The same doctors are just as consistent about when underwear earns its keep:

  • Exercise. Walking, the gym, pickleball, mowing the lawn on a hot afternoon. You want support and you want a barrier between sweat and the outer fabric. Skip the underwear and you'll chafe, and you'll ruin your shorts faster than you think.
  • Anything snug or light-colored. Khakis, lighter trousers, jeans that fit close. Underwear is what keeps the outline of you out of the conversation. It also keeps perspiration off the waistband and the seat of the pants, which is what makes a pair of slacks last more than one season.
  • After a shower or a swim, until you're fully dry. Wet skin and a closed waistband are how a rash starts. Dry off first, then dress.
  • Contact sports or anything with a real risk of a knock. Most men past sixty aren't playing hockey, but if you're on the softball field with the grandkids, wear support.

Fabric is most of the battle

This is the part I can speak to with some authority, because it's the same conversation I had about bras for decades. The fiber matters more than the style.

Cotton is still the workhorse. It breathes, it absorbs moisture, it washes hot, and it doesn't hold on to odor the way synthetics do. For everyday wear, a good cotton or cotton-blend brief or boxer brief is hard to beat. If you have sensitive skin or you've had a reaction to fabric finishes before, organic cotton is worth the few extra dollars; it's processed without the harsher chemicals that sometimes bother men with eczema or contact dermatitis.

Modal and bamboo have gotten popular in the last few years. Both are soft, both are breathable, and bamboo in particular wicks moisture well. They're a nice choice if cotton feels too stiff or you run warm at night.

Pure synthetics (polyester, nylon, the slick athletic ones) are fine for a workout because they wick. They are not what I'd choose for all day, every day. They trap heat, they hold odor, and they're the most common culprit when a man comes in saying his usual underwear suddenly seems to be making him itch.

Style: pick by what your body is actually doing

The four common cuts and what each is good for:

  • Boxers (loose). Coolest, most airflow, no support. Wonderful for sleep and around the house. Not great under fitted trousers or for any activity, because they bunch.
  • Boxer briefs. The all-rounder. Coverage, support, no riding up, no bunching. If you only own one style, own this one. The leg length keeps the inside of the thighs from rubbing, which matters more as we get older and the skin gets thinner.
  • Briefs. Underrated. Good support, sits cleanly under dress trousers, easiest to launder. Watch the elastic. If the waistband or the leg openings leave a deep red line at the end of the day, go up a size. A line means the band is too tight, not that you've gained weight.
  • Trunks. Like boxer briefs with a shorter leg. Fine if your thighs don't rub. If they do, you'll know inside an hour.

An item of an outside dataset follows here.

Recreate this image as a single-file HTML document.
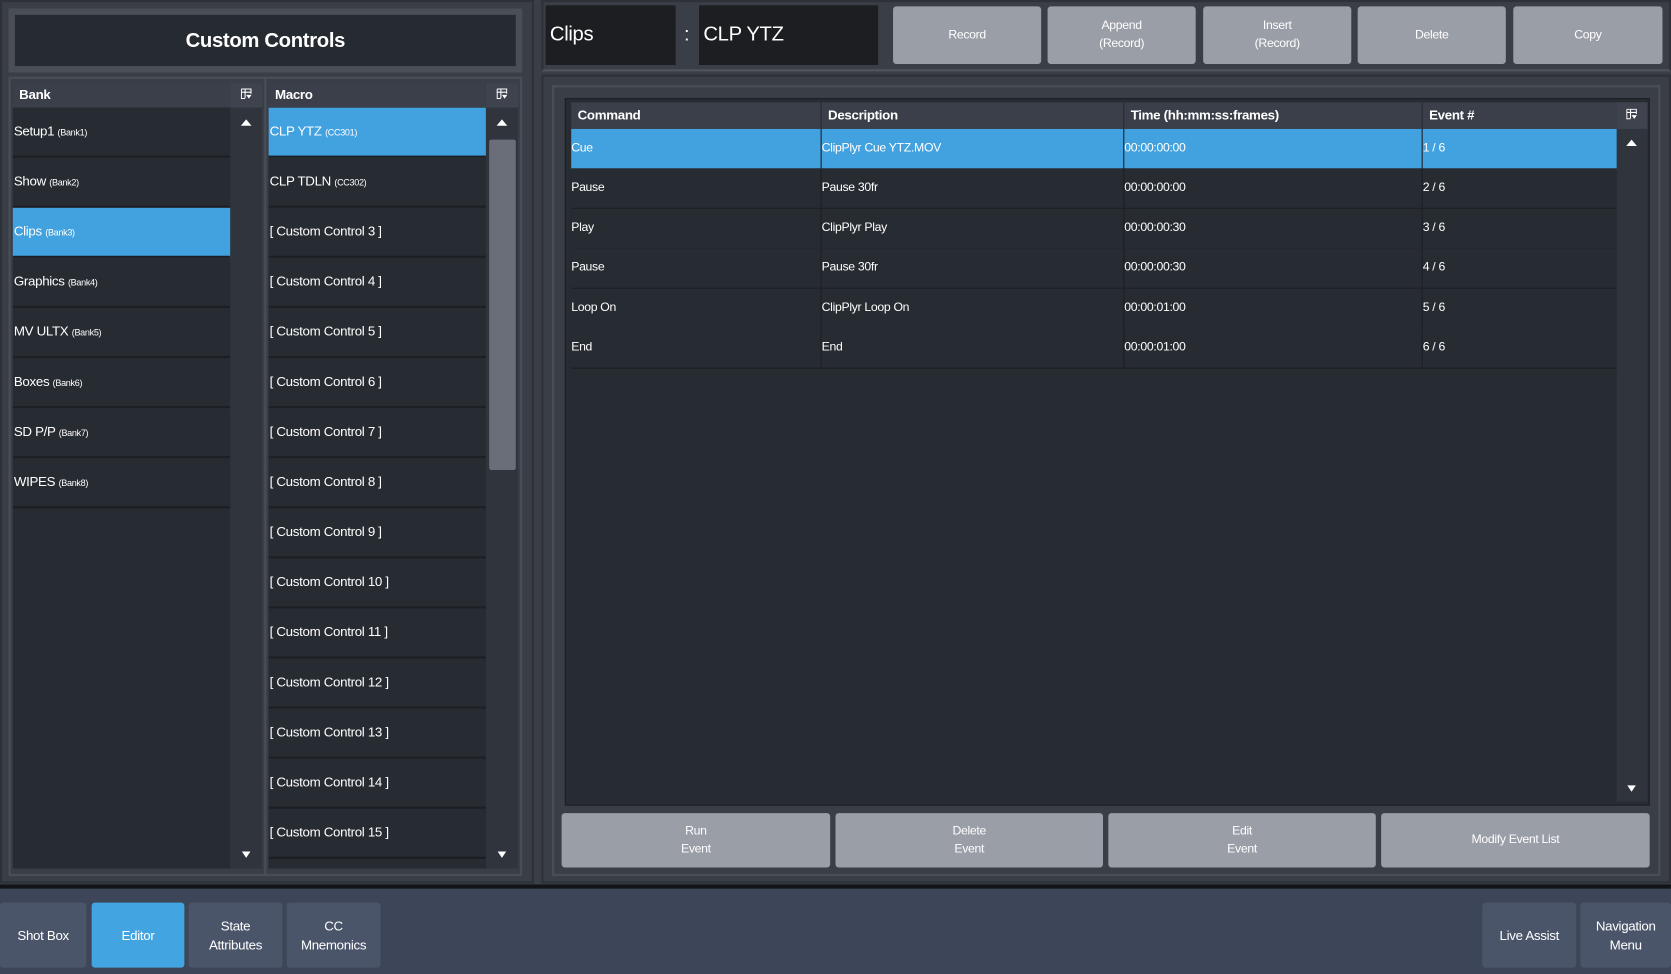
<!DOCTYPE html>
<html><head><meta charset="utf-8"><style>
html,body{margin:0;padding:0;background:#3a3e46;overflow:hidden;width:1671px;height:974px}
#w{position:absolute;left:0;top:0;width:1568px;height:914px;transform:scale(1.06569,1.06565);transform-origin:0 0;background:#3a3e46;font-family:"Liberation Sans",sans-serif;color:#fff;letter-spacing:-0.3px}
.a{position:absolute;box-sizing:border-box}
.fr{border:2px solid #4a4e56}
.row{position:absolute;left:0;right:0;height:47px;background:#272b32;border-bottom:2px solid #1c1f24;box-sizing:border-box;font-size:12.5px;line-height:45px;padding-left:1px;white-space:nowrap}
.row small{font-size:8.5px}
.sel{background:#42a1df}
.hdr{background:#3a3f4a;font-weight:bold;font-size:12.5px;line-height:23px;padding-left:6px}
.sc{background:#30343c}
.ic{position:absolute;width:10px;height:10px}
.up{width:0;height:0;border-left:5px solid transparent;border-right:5px solid transparent;border-bottom:6px solid #fff;position:absolute}
.dn{width:0;height:0;border-left:4px solid transparent;border-right:4px solid transparent;border-top:6px solid #fff;position:absolute}
.btn{position:absolute;background:#9a9ea7;border-radius:3px;color:#fff;font-size:11.5px;text-align:center;display:flex;align-items:center;justify-content:center;line-height:17px}
.tr{position:absolute;left:536px;width:981px;height:38px;border-bottom:1px solid #1c1f24;box-sizing:border-box;font-size:11.5px;line-height:37px;background:#272b32}
.tr span{position:absolute;top:0;height:37px;border-right:1px solid #1c1f24;box-sizing:border-box}
.bb{position:absolute;top:847px;height:61px;background:#4b556a;border-radius:3px;font-size:12.5px;text-align:center;display:flex;align-items:center;justify-content:center;line-height:18px}
</style></head><body><div id="w">
<svg width="0" height="0" style="position:absolute"><defs><g id="tic"><path d="M0.5 0.5H9.5V5M0.5 0.5V9.5H4M0.5 3.5H9.5M4 0.5V9" stroke="#fff" fill="none" stroke-width="1"/><path d="M5 6H10L7.5 9.5Z" fill="#fff"/></g></defs></svg>
<div class="a" style="left:0;top:0;width:501px;height:829px;border:2px solid #2e3138;background:#3a3e46"></div>
<div class="a fr" style="left:8px;top:8px;width:482px;height:60px;background:#4a4e56;padding:4px"><div style="background:#262a31;height:100%;text-align:center;font-weight:bold;font-size:19px;line-height:50px">Custom Controls</div></div>
<div class="a fr" style="left:8px;top:72px;width:482px;height:750px;background:#3a3e46"></div>
<div class="a" style="left:12px;top:78px;width:204px;height:737px;background:#272b32"></div>
<div class="a hdr" style="left:12px;top:78px;width:204px;height:23px">Bank</div>
<div class="a sc" style="left:216px;top:78px;width:30px;height:737px"></div>
<div class="a" style="left:216px;top:78px;width:30px;height:23px;background:#3e434e"></div>
<svg class="ic" style="left:226px;top:83px" viewBox="0 0 10 10"><use href="#tic"/></svg>
<div class="up" style="left:226px;top:112px"></div><div class="dn" style="left:227px;top:799px"></div>
<div class="a" style="left:12px;top:101px;width:204px;height:400px">
<div class="row" style="top:0">Setup1 <small>(Bank1)</small></div>
<div class="row" style="top:47px">Show <small>(Bank2)</small></div>
<div class="row sel" style="top:94px">Clips <small>(Bank3)</small></div>
<div class="row" style="top:141px">Graphics <small>(Bank4)</small></div>
<div class="row" style="top:188px">MV ULTX <small>(Bank5)</small></div>
<div class="row" style="top:235px">Boxes <small>(Bank6)</small></div>
<div class="row" style="top:282px">SD P/P <small>(Bank7)</small></div>
<div class="row" style="top:329px">WIPES <small>(Bank8)</small></div>
</div>
<div class="a" style="left:248px;top:72px;width:2px;height:750px;background:#4a4e56"></div>
<div class="a" style="left:252px;top:78px;width:204px;height:737px;background:#272b32;overflow:hidden">
<div class="row sel" style="top:23px">CLP YTZ <small>(CC301)</small></div>
<div class="row" style="top:70px">CLP TDLN <small>(CC302)</small></div>
<div class="row" style="top:117px">[ Custom Control 3 ]</div>
<div class="row" style="top:164px">[ Custom Control 4 ]</div>
<div class="row" style="top:211px">[ Custom Control 5 ]</div>
<div class="row" style="top:258px">[ Custom Control 6 ]</div>
<div class="row" style="top:305px">[ Custom Control 7 ]</div>
<div class="row" style="top:352px">[ Custom Control 8 ]</div>
<div class="row" style="top:399px">[ Custom Control 9 ]</div>
<div class="row" style="top:446px">[ Custom Control 10 ]</div>
<div class="row" style="top:493px">[ Custom Control 11 ]</div>
<div class="row" style="top:540px">[ Custom Control 12 ]</div>
<div class="row" style="top:587px">[ Custom Control 13 ]</div>
<div class="row" style="top:634px">[ Custom Control 14 ]</div>
<div class="row" style="top:681px">[ Custom Control 15 ]</div>
</div>
<div class="a hdr" style="left:252px;top:78px;width:204px;height:23px">Macro</div>
<div class="a sc" style="left:456px;top:78px;width:30px;height:737px"></div>
<div class="a" style="left:456px;top:78px;width:30px;height:23px;background:#3e434e"></div>
<svg class="ic" style="left:466px;top:83px" viewBox="0 0 10 10"><use href="#tic"/></svg>
<div class="up" style="left:466px;top:112px"></div><div class="dn" style="left:467px;top:799px"></div>
<div class="a" style="left:459px;top:131px;width:25px;height:310px;background:#6a6e78;border-radius:2px"></div>
<div class="a" style="left:508px;top:0;width:1060px;height:67px;border:2px solid #2e3138;border-bottom:2px solid #50545c"></div>
<div class="a" style="left:512px;top:5px;width:122px;height:56px;background:#1c1e22;font-size:19px;line-height:56px;padding-left:4px">Clips</div>
<div class="a" style="left:642px;top:22px;font-size:18px">:</div>
<div class="a" style="left:656px;top:5px;width:168px;height:56px;background:#1c1e22;font-size:19px;line-height:56px;padding-left:4px">CLP YTZ</div>
<div class="btn" style="left:838px;top:6px;width:139px;height:54px">Record</div>
<div class="btn" style="left:983px;top:6px;width:139px;height:54px">Append<br>(Record)</div>
<div class="btn" style="left:1129px;top:6px;width:139px;height:54px">Insert<br>(Record)</div>
<div class="btn" style="left:1274px;top:6px;width:139px;height:54px">Delete</div>
<div class="btn" style="left:1420px;top:6px;width:140px;height:54px">Copy</div>
<div class="a" style="left:508px;top:70px;width:1060px;height:759px;border:2px solid #2e3138;background:#3a3e46"></div>
<div class="a fr" style="left:518px;top:80px;width:1040px;height:742px"></div>
<div class="a" style="left:530px;top:92px;width:1018px;height:664px;background:#272b32;border:1px solid #1c1f24"></div>
<div class="a" style="left:536px;top:96px;width:981px;height:25px;background:#3a3f4a;font-size:12.5px;font-weight:bold;line-height:25px">
<span style="position:absolute;left:6px">Command</span><span style="position:absolute;left:241px">Description</span><span style="position:absolute;left:525px">Time (hh:mm:ss:frames)</span><span style="position:absolute;left:805px">Event #</span>
<i style="position:absolute;left:234px;top:0;width:1px;height:25px;background:#262a31"></i><i style="position:absolute;left:518px;top:0;width:1px;height:25px;background:#262a31"></i><i style="position:absolute;left:798px;top:0;width:1px;height:25px;background:#262a31"></i></div>
<div class="a sc" style="left:1517px;top:96px;width:29px;height:656px"></div>
<div class="a" style="left:1517px;top:96px;width:29px;height:25px;background:#3e434e"></div>
<svg class="ic" style="left:1526px;top:102px" viewBox="0 0 10 10"><use href="#tic"/></svg>
<div class="up" style="left:1526px;top:131px"></div><div class="dn" style="left:1527px;top:737px"></div>
<div class="tr sel" style="top:121px;background:#42a1df"><span style="left:0;width:235px">Cue</span><span style="left:235px;width:284px">ClipPlyr Cue YTZ.MOV</span><span style="left:519px;width:280px">00:00:00:00</span><span style="left:799px;border:0">1 / 6</span></div>
<div class="tr" style="top:158px"><span style="left:0;width:235px">Pause</span><span style="left:235px;width:284px">Pause 30fr</span><span style="left:519px;width:280px">00:00:00:00</span><span style="left:799px;border:0">2 / 6</span></div>
<div class="tr" style="top:196px"><span style="left:0;width:235px">Play</span><span style="left:235px;width:284px">ClipPlyr Play</span><span style="left:519px;width:280px">00:00:00:30</span><span style="left:799px;border:0">3 / 6</span></div>
<div class="tr" style="top:233px"><span style="left:0;width:235px">Pause</span><span style="left:235px;width:284px">Pause 30fr</span><span style="left:519px;width:280px">00:00:00:30</span><span style="left:799px;border:0">4 / 6</span></div>
<div class="tr" style="top:271px"><span style="left:0;width:235px">Loop On</span><span style="left:235px;width:284px">ClipPlyr Loop On</span><span style="left:519px;width:280px">00:00:01:00</span><span style="left:799px;border:0">5 / 6</span></div>
<div class="tr" style="top:308px"><span style="left:0;width:235px">End</span><span style="left:235px;width:284px">End</span><span style="left:519px;width:280px">00:00:01:00</span><span style="left:799px;border:0">6 / 6</span></div>
<div class="btn" style="left:527px;top:763px;width:252px;height:51px">Run<br>Event</div>
<div class="btn" style="left:784px;top:763px;width:251px;height:51px">Delete<br>Event</div>
<div class="btn" style="left:1040px;top:763px;width:251px;height:51px">Edit<br>Event</div>
<div class="btn" style="left:1296px;top:763px;width:252px;height:51px">Modify Event List</div>
<div class="a" style="left:0;top:830px;width:1568px;height:4px;background:#121418"></div>
<div class="a" style="left:0;top:834px;width:1568px;height:80px;background:#3d4658"></div>
<div class="bb" style="left:0;width:81px">Shot Box</div>
<div class="bb" style="left:86px;width:87px;background:#42a5e2">Editor</div>
<div class="bb" style="left:177px;width:88px">State<br>Attributes</div>
<div class="bb" style="left:269px;width:88px">CC<br>Mnemonics</div>
<div class="bb" style="left:1391px;width:88px">Live Assist</div>
<div class="bb" style="left:1483px;width:85px">Navigation<br>Menu</div>
</div></body></html>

The practical rules I'd give a husband at the counter

  1. Replace your underwear once a year. The elastic gives out long before the fabric looks worn, and a tired waistband is what makes a perfectly good pair feel uncomfortable.
  2. Wash on warm, not hot, and tumble dry low. High heat is what shortens the life of the elastic.
  3. If a pair is binding, leaving marks, or you find yourself adjusting all day, the size is wrong. Don't suffer through it. That's the same advice I gave women about bras for thirty-five years.
  4. Keep one drawer for everyday and one small stack for exercise or hot weather. Mixing them up is how you end up working out in cotton that ends the day soaking wet.
  5. If the skin down there itches, is red, or has a rash that doesn't clear up in a few days, that's a call to your doctor, not a call to a new brand of underwear. Especially past sixty.

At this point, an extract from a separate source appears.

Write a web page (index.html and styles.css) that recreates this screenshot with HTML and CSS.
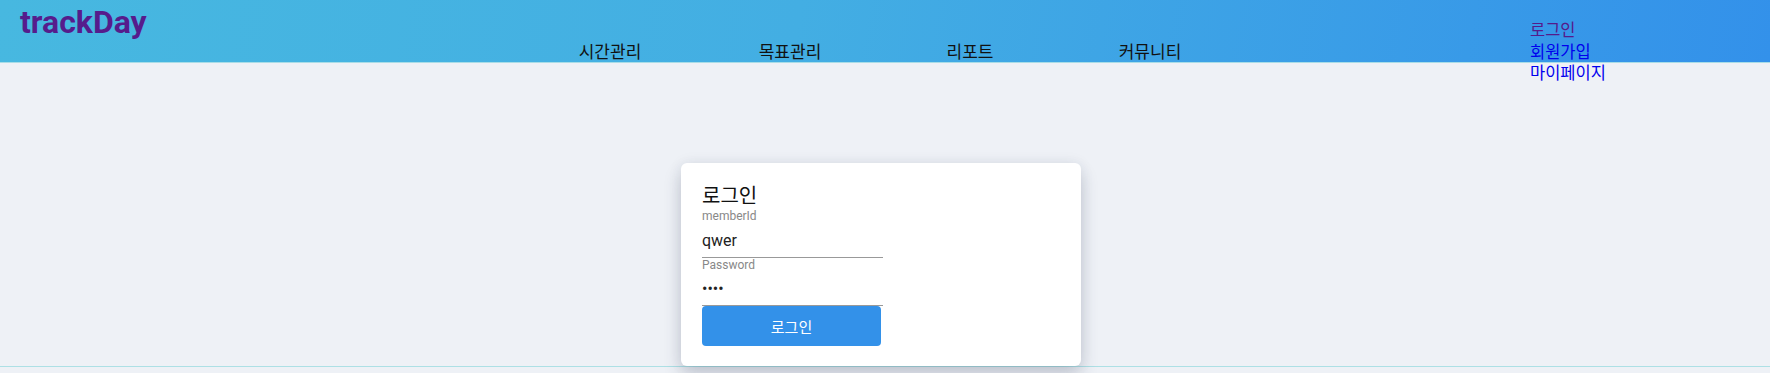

So, to the original question. Can you go without? Yes, sometimes, and your skin will thank you for the break. Should you go without all day under fitted trousers in August? That's a different question, and the answer is no. Pick comfortable, breathable, well-fitting underwear for most of your waking hours, give the skin a break at night, and don't overthink the rest. The body at our age tells you what it likes pretty quickly if you'll listen.